CrowdStrike Falcon is already on every host for runtime protection; the relevant move here is to allowlist the Restic binary and its expected S3 egress so the backup’s heavy filesystem reads and network activity do not generate false-positive detections, while still flagging anomalies like Restic being invoked from an unexpected parent process — which would be a real signal of an attacker abusing your backup tooling to exfiltrate data.
Validation
Prove the system works before you need it — a backup you have never restored is a hypothesis, not a backup.
source /usr/local/bin/restic-env
# 1. Snapshots exist and are tagged correctly
restic snapshots --host "$(hostname -f)" --tag fleet
# 2. Full structural + data integrity (one-off, read everything for a single host)
restic check --read-data
# 3. The real test: restore to a scratch dir and diff
restic restore latest --target /tmp/restore-test --include /etc
diff -r /etc /tmp/restore-test/etc && echo "RESTORE VERIFIED"
# 4. Postgres: restore the dump and confirm it loads
restic dump latest pg_dumpall.sql | sudo -u postgres psql -d postgres --set ON_ERROR_STOP=on
# 5. Confirm timers are scheduled fleet-wide (run via Ansible ad-hoc)
# ansible all -m command -a "systemctl list-timers restic-*"
Check that the heartbeat alert actually fires: stop the timer on one canary host, wait out the window, and confirm Datadog pages. An alert you have not tested is decoration.
Rollback / teardown
To safely remove a host from the fleet or roll the whole thing back:
# Per host: stop scheduling, leave data intact for the retention window
sudo systemctl disable --now restic-backup.timer restic-prune.timer restic-check.timer
# Remove only THIS host's snapshots (does not touch other hosts' paths)

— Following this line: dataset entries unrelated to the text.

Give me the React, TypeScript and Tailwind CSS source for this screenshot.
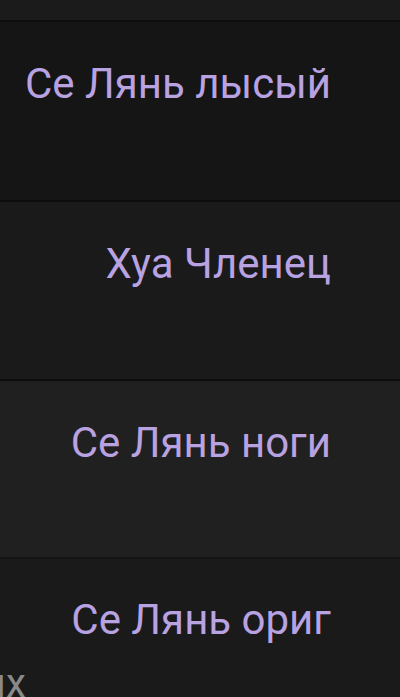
import React from 'react';

const rows = [
  { label: 'Се Лянь лысый', bg: 'bg-[#151515]', h: 'h-[180px]' },
  { label: 'Хуа Членец', bg: 'bg-[#1a1a1a]', h: 'h-[179px]' },
  { label: 'Се Лянь ноги', bg: 'bg-[#202020]', h: 'h-[178px]' },
];

function Row(props: { label: string; bg: string; h: string }) {
  const { label, bg, h } = props;
  return (
    <div className={`${bg} ${h} border-t-2 border-[#0d0d0d] flex justify-end pr-[69px] pt-[34px]`}>
      <span className="text-[42px] leading-[56px] text-[#b8a2e1]">{label}</span>
    </div>
  );
}

export default function App() {
  return (
    <div className="w-[400px] h-[697px] overflow-hidden bg-[#1a1a1a] font-['Roboto',sans-serif]">
      {/* верхняя полоска */}
      <div className="h-[20px] bg-[#1b1b1b]" />
      {rows.map((r) => (
        <Row key={r.label} label={r.label} bg={r.bg} h={r.h} />
      ))}
      <div className="bg-[#1a1a1a] h-[140px] border-t-2 border-[#141414] flex flex-col">
        <div className="flex justify-end pr-[69px] pt-[33px]">
          <span className="text-[42px] leading-[56px] text-[#b8a2e1]">Се Лянь ориг</span>
        </div>
        <div className="mt-auto -ml-[4px] -mb-[7px] text-[40px] leading-[40px] text-[#8a8a8a]">ıx</div>
      </div>
    </div>
  );
}
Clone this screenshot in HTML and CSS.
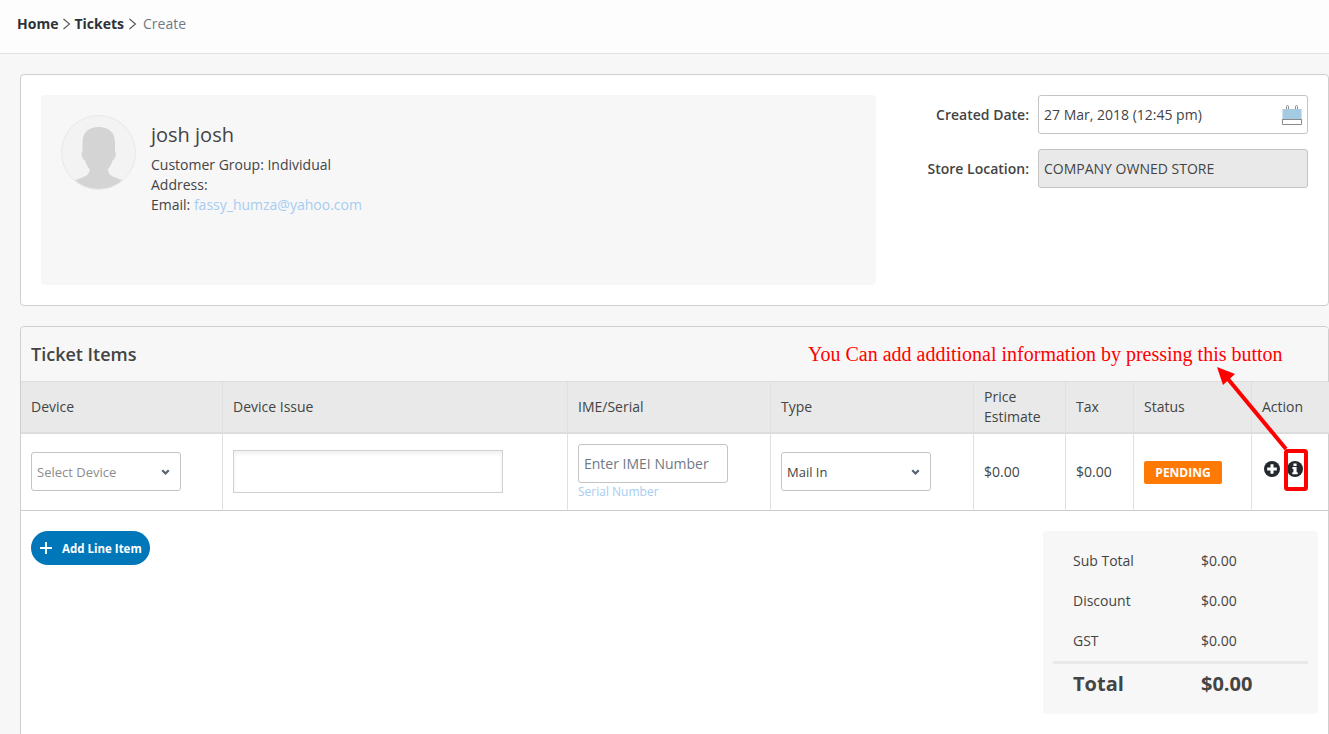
FILE: index.html
```html
<!DOCTYPE html>
<html lang="en">
<head>
    <meta charset="UTF-8">
    <meta name="viewport" content="width=device-width, initial-scale=1.0">
    <link rel="stylesheet" href="styles.css">
    <title>Create Ticket</title>
</head>
<body>
    <nav class="crumbs">
        <a class="crumb-link">Home</a>
        <svg class="crumb-sep" viewBox="0 0 9 12"><path d="M1.5 1l6 5-6 5" /></svg>
        <a class="crumb-link">Tickets</a>
        <svg class="crumb-sep crumb-sep-last" viewBox="0 0 9 12"><path d="M1.5 1l6 5-6 5" /></svg>
        <span class="crumb-current">Create</span>
    </nav>

    <main class="page">
        <section class="card customer-card">
            <div class="customer">
                <svg class="avatar" viewBox="0 0 75 75">
                    <defs>
                        <clipPath id="avatarClip"><circle cx="37.5" cy="37.5" r="36.5" /></clipPath>
                    </defs>
                    <circle cx="37.5" cy="37.5" r="37" class="avatar-bg" />
                    <path class="avatar-man" clip-path="url(#avatarClip)" d="M37.500 12c-9.500 0-16 5.500-16 15v9c0 1-.9 1.200-.9 2.500 0 3 1.200 6 3.400 7 .9 3.500 2.600 6.500 4.500 8.500 0 4-1.500 6-6 8-5 2-7.500 2.500-10.500 4.500 7 4.500 15 8 25.500 8s19-3.500 26-8c-3-2-5.500-2.500-10.500-4.500-4.500-2-6-4-6-8 1.900-2 3.600-5 4.500-8.500 2.200-1 3.400-4 3.400-7 0-1.300-.9-1.500-.9-2.500v-9c0-9.500-6.500-15-16-15z" />
                </svg>
                <div class="customer-info">
                    <h2 class="customer-name">josh josh</h2>
                    <p>Customer Group: Individual</p>
                    <p>Address:</p>
                    <p>Email: <a class="mail">fassy_humza@yahoo.com</a></p>
                </div>
            </div>
            <div class="ticket-meta">
                <div class="meta-row">
                    <label class="meta-label">Created Date:</label>
                    <div class="meta-field">
                        <span>27 Mar, 2018 (12:45 pm)</span>
                        <svg class="calendar" viewBox="0 0 20 20">
                            <path class="cal-top" d="M.5 4h19v10H.5z" />
                            <path class="cal-body" d="M.5 14.500h19M.5 14v5.500h19V14" />
                            <path class="cal-ring" d="M4.500 4V1.500q0-1 1-1t1 1V4M13.500 4V1.500q0-1 1-1t1 1V4" />
                        </svg>
                    </div>
                </div>
                <div class="meta-row">
                    <label class="meta-label">Store Location:</label>
                    <div class="meta-field meta-disabled">COMPANY OWNED STORE</div>
                </div>
            </div>
        </section>

        <section class="card items-card">
            <h3 class="items-title">Ticket Items</h3>
            <table class="items">
                <thead>
                    <tr>
                        <th class="col-device">Device</th>
                        <th class="col-issue">Device Issue</th>
                        <th class="col-imei">IME/Serial</th>
                        <th class="col-type">Type</th>
                        <th class="col-price">Price Estimate</th>
                        <th class="col-tax">Tax</th>
                        <th class="col-status">Status</th>
                        <th class="col-action">Action</th>
                    </tr>
                </thead>
                <tbody>
                    <tr>
                        <td>
                            <div class="select select-empty">Select Device
                                <svg class="chevron" viewBox="0 0 10 7"><path d="M1.200 1.500L5 5.200l3.800-3.700" /></svg>
                            </div>
                        </td>
                        <td><div class="issue-input"></div></td>
                        <td class="imei-cell">
                            <div class="imei-input">Enter IMEI Number</div>
                            <a class="serial-link">Serial Number</a>
                        </td>
                        <td>
                            <div class="select">Mail In
                                <svg class="chevron" viewBox="0 0 10 7"><path d="M1.200 1.500L5 5.200l3.800-3.700" /></svg>
                            </div>
                        </td>
                        <td>$0.00</td>
                        <td>$0.00</td>
                        <td><span class="badge">PENDING</span></td>
                        <td>
                            <div class="actions">
                                <svg class="action-icon" viewBox="0 0 16 16">
                                    <circle cx="8" cy="8" r="8" />
                                    <path class="action-glyph" d="M6.500 3.200h3v3.300h3.300v3h-3.300v3.300h-3V9.500H3.200v-3h3.300z" />
                                </svg>
                                <svg class="action-icon" viewBox="0 0 16 16">
                                    <circle cx="8" cy="8" r="8" />
                                    <path class="action-glyph" d="M6.400 2.400h3.200v2.700H6.400zM5.400 6h4.200v5.200h1.100v2H5.300v-2h1.100V8h-1z" />
                                </svg>
                            </div>
                        </td>
                    </tr>
                </tbody>
            </table>
            <div class="items-foot">
                <button class="add-btn">
                    <svg class="add-plus" viewBox="0 0 12 12"><path d="M6 0v12M0 6h12" /></svg>
                    Add Line Item
                </button>
                <div class="totals">
                    <div class="total-row"><span>Sub Total</span><span>$0.00</span></div>
                    <div class="total-row"><span>Discount</span><span>$0.00</span></div>
                    <div class="total-row"><span>GST</span><span>$0.00</span></div>
                    <div class="total-row total-grand"><span>Total</span><span>$0.00</span></div>
                </div>
            </div>
        </section>
    </main>

    <!-- red annotation drawn over the screenshot -->
    <div class="note">You Can add additional information by pressing this button</div>
    <svg class="note-marks" viewBox="0 0 1329 734">
        <path class="note-line" d="M1286 449L1228 379" />
        <path class="note-head" d="M1217 367l18 7-12 11z" />
        <rect class="note-box" x="1286" y="451" width="20" height="38" rx="1.500" />
    </svg>
</body>
</html>
```

FILE: styles.css
```css
* {
    box-sizing: border-box;
}
html, body {
    height: 734px;
    overflow: hidden;
}
body {
    margin: 0;
    background-color: #f7f7f7;
    color: #444;
    font-family: "Open Sans", "Liberation Sans", sans-serif;
    font-size: 14px;
    line-height: 20px;
}

/* breadcrumb */
.crumbs {
    display: flex;
    align-items: center;
    height: 54px;
    padding: 0 0 6px 17px;
    background-color: #fdfdfd;
    border-bottom: 1px solid #e2e2e2;
}
.crumb-link {
    font-weight: 700;
    color: #2d3238;
}
.crumb-sep {
    width: 9px;
    height: 12px;
    margin: 0 3px 0 4px;
    fill: none;
    stroke: #555;
    stroke-width: 1.100;
}
.crumb-sep-last {
    margin: 0 6px 0 4px;
}
.crumb-current {
    color: #6f7a85;
}

/* cards */
.page {
    padding: 20px 0 0 20px;
}
.card {
    width: 1309px;
    background-color: #fff;
    border: 1px solid #cfcfcf;
    border-radius: 4px;
}
.customer-card {
    display: flex;
    justify-content: space-between;
    height: 232px;
    padding: 20px;
}
.customer {
    display: flex;
    gap: 15px;
    width: 835px;
    height: 190px;
    padding: 20px;
    background-color: #f7f7f7;
    border-radius: 4px;
}
.avatar {
    flex: none;
    width: 75px;
    height: 75px;
}
.avatar-bg {
    fill: #f3f3f3;
    stroke: #e8e8e8;
    stroke-width: 1;
}
.avatar-man {
    fill: #d4d4d4;
}
.customer-name {
    margin: 6px 0 6px;
    font-size: 20px;
    font-weight: 400;
    line-height: 28px;
    color: #444;
}
.customer-info p {
    margin: 0;
}
.mail {
    color: #a6cdf2;
}

.ticket-meta {
    display: flex;
    flex-direction: column;
    gap: 15px;
    width: 400px;
}
.meta-row {
    display: flex;
    align-items: center;
    justify-content: flex-end;
    gap: 9px;
}
.meta-label {
    font-weight: 600;
    white-space: nowrap;
}
.meta-field {
    display: flex;
    align-items: center;
    justify-content: space-between;
    width: 270px;
    height: 39px;
    padding: 0 5px;
    background-color: #fff;
    border: 1px solid #c4c4c4;
    border-radius: 3px;
}
.meta-disabled {
    background-color: #e9e9e9;
}
.calendar {
    width: 20px;
    height: 20px;
    fill: none;
}
.cal-top {
    fill: #a5cbe3;
}
.cal-body {
    stroke: #8a8a8a;
}
.cal-ring {
    stroke: #8a8a8a;
}

/* ticket items */
.items-card {
    height: 440px;
    margin-top: 20px;
}
.items-title {
    display: flex;
    align-items: center;
    height: 55px;
    margin: 0;
    padding: 0 0 0 10px;
    font-size: 18px;
    font-weight: 600;
    background-color: #f7f7f7;
    border-bottom: 1px solid #ddd;
    border-radius: 4px 4px 0 0;
}
.items {
    width: 100%;
    table-layout: fixed;
    border-collapse: separate;
    border-spacing: 0;
}
.items th, .items td {
    padding: 0 10px;
    text-align: left;
    border-right: 1px solid #e0e0e0;
}
.items th:last-child, .items td:last-child {
    border-right: 0;
}
.items th {
    height: 52px;
    font-weight: 400;
    color: #444;
    background-color: #e9e9e9;
    border-bottom: 2px solid #ddd;
}
.items td {
    height: 77px;
    border-bottom: 1px solid #ccc;
}
.col-device { width: 202px; }
.col-issue { width: 345px; }
.col-imei { width: 203px; }
.col-type { width: 203px; }
.col-price { width: 92px; }
.col-tax { width: 68px; }
.col-status { width: 118px; }
.col-action { width: 77px; }

.select {
    display: flex;
    align-items: center;
    justify-content: space-between;
    width: 150px;
    height: 39px;
    margin-top: -2px;
    padding: 2px 10px 0 5px;
    font-size: 13px;
    background-color: #fff;
    border: 1px solid #c4c4c4;
    border-radius: 3px;
}
.select-empty {
    color: #8c8c8c;
}
.chevron {
    width: 9px;
    height: 6px;
    fill: none;
    stroke: #566270;
    stroke-width: 2.600;
}
.issue-input {
    width: 270px;
    height: 43px;
    margin-top: -2px;
    background-color: #fff;
    border: 1px solid #d0d0d0;
    box-shadow: inset 0 3px 4px rgba(0, 0, 0, 0.06);
}
.items td.imei-cell {
    vertical-align: top;
    padding-top: 10px;
}
.imei-input {
    display: flex;
    align-items: center;
    width: 150px;
    height: 39px;
    padding: 0 5px;
    color: #6f7a85;
    border: 1px solid #c4c4c4;
    border-radius: 3px;
}
.serial-link {
    display: block;
    font-size: 12px;
    line-height: 18px;
    color: #a6cdf2;
}
.badge {
    display: block;
    width: 78px;
    height: 23px;
    font-size: 12px;
    font-weight: 700;
    line-height: 23px;
    text-align: center;
    color: #fff;
    background-color: #ff7a05;
    border-radius: 2px;
}
.actions {
    display: flex;
    gap: 7px;
    margin: -6px 0 0 2px;
}
.action-icon {
    width: 16px;
    height: 16px;
    fill: #23282e;
}
.action-glyph {
    fill: #fff;
}

.items-foot {
    display: flex;
    justify-content: space-between;
    align-items: flex-start;
    padding: 20px 10px 0;
}
.add-btn {
    display: flex;
    align-items: center;
    gap: 10px;
    width: 119px;
    height: 34px;
    padding: 0 0 0 9px;
    font-family: inherit;
    font-size: 11.500px;
    font-weight: 700;
    color: #fff;
    background-color: #0077b8;
    border: 0;
    border-radius: 17px;
}
.add-plus {
    width: 12px;
    height: 12px;
    fill: none;
    stroke: #fff;
    stroke-width: 1.800;
}
.totals {
    width: 275px;
    height: 183px;
    padding: 10px 10px 0;
    background-color: #f7f7f7;
    border-radius: 4px;
}
.total-row {
    display: flex;
    align-items: center;
    height: 40px;
    padding-left: 20px;
}
.total-row span:first-child {
    width: 128px;
}
.total-grand {
    height: 43px;
    font-size: 20px;
    font-weight: 700;
    border-top: 3px solid #e9e9e9;
}

/* annotation */
.note {
    position: absolute;
    top: 342px;
    left: 808px;
    font-family: "Liberation Serif", serif;
    font-size: 20px;
    line-height: 24px;
    color: #f00;
    white-space: nowrap;
}
.note-marks {
    position: absolute;
    top: 0;
    left: 0;
    width: 1329px;
    height: 734px;
    pointer-events: none;
}
.note-line {
    stroke: #f00;
    stroke-width: 4;
    fill: none;
}
.note-head {
    fill: #f00;
}
.note-box {
    fill: none;
    stroke: #f00;
    stroke-width: 4;
}
```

source /usr/local/bin/restic-env
restic forget --host "$(hostname -f)" --keep-last 0 --prune
Tearing down the storage is intentionally hard, which is the safety feature working. Because Object Lock is on, you cannot simply delete the bucket until every object’s retention window has lapsed — or you delete versions with the s3:BypassGovernanceRetention permission, which only break-glass admins hold. Destroy the Terraform stack only after confirming no host still depends on it:
# Break-glass: only with the bypass IAM permission, logged in CloudTrail
aws s3api delete-objects --bucket acme-restic-fleet-prod-use1 \
--bypass-governance-retention --delete "$(...)"
terraform destroy -target=aws_s3_bucket.restic
Keep the KMS key in its 30-day deletion window rather than force-deleting — if you destroy the key, every backup encrypted under it becomes permanently unreadable, including the SSE layer.
Common pitfalls
- One repository password for the whole fleet, lost. The repo password is unrecoverable by design — lose it and every snapshot is permanently undecryptable. That is exactly why it lives in Vault with versioning and backup, not in a host file or someone’s password manager.
- Concurrent
pruneandbackupon the same repo.prunetakes an exclusive lock; if a backup overlaps it, one fails. Offset the timers (Steps 4–6 do this) and never run them in the same window. - Backing up a live database directory. Copying
/var/lib/postgresqlwhile Postgres is writing produces a torn, unrestorable snapshot. Stream a consistentpg_dumpallvia--stdin(Step 4) instead. - Trusting
checkwithout--read-data. A plaincheckvalidates structure, not content; it will pass on a repo with silently corrupted data packs. The rotating--read-data-subset(Step 6) is what makes verification real. - Forgetting the heartbeat alert. A host that never runs its timer emits no error — so error-only alerting misses the worst failures. Alert on staleness, not just on failure.
- Surprise at S3 not shrinking after prune. Object Lock keeps pruned data as locked non-current versions for the retention window; storage frees on the lifecycle schedule, not instantly. Expected, not a bug.
Security notes
The data is encrypted client-side with AES-256 before it leaves the host, so S3 and AWS never see plaintext — the repo password is the root of that confidentiality, which is why it is Vault-held and never on disk. The KMS SSE layer is defense-in-depth and satisfies the “our key, at rest” control. Per-host path isolation (IAM path condition + per-host repo prefix) means a compromised node can read and write only its own snapshots, never the fleet’s. Object Lock in GOVERNANCE mode defeats ransomware that tries to delete backups — even host root cannot truly destroy history within the window. Vault-issued 60-minute AWS credentials mean a stolen host credential expires almost immediately and there is no long-lived key to find. CrowdStrike Falcon watches for Restic being abused as an exfiltration tool from an unexpected process tree.
Cost notes
Restic’s deduplication is the dominant cost lever: a fleet of mostly-similar Ubuntu hosts shares base-OS chunks, and incremental nightly deltas are tiny, so storage grows far slower than the raw data footprint. Push non-current (pruned, lock-held) versions to STANDARD_IA via the lifecycle rule for a ~40% storage saving on cold history. Enable S3 Bucket Keys (bucket_key_enabled = true) to collapse per-object KMS calls into per-bucket ones — on a fleet writing millions of small pack objects, this turns a meaningful KMS request bill into a rounding error. Verify with --read-data-subset rather than full --read-data every week to keep S3 egress (the sneaky line item) proportionate — a rotating 1/20th gives full coverage over the quarter at a twentieth of the transfer. Finally, the RandomizedDelaySec spread is a quiet cost control too: it avoids a thundering herd that would otherwise spike request rates and retries.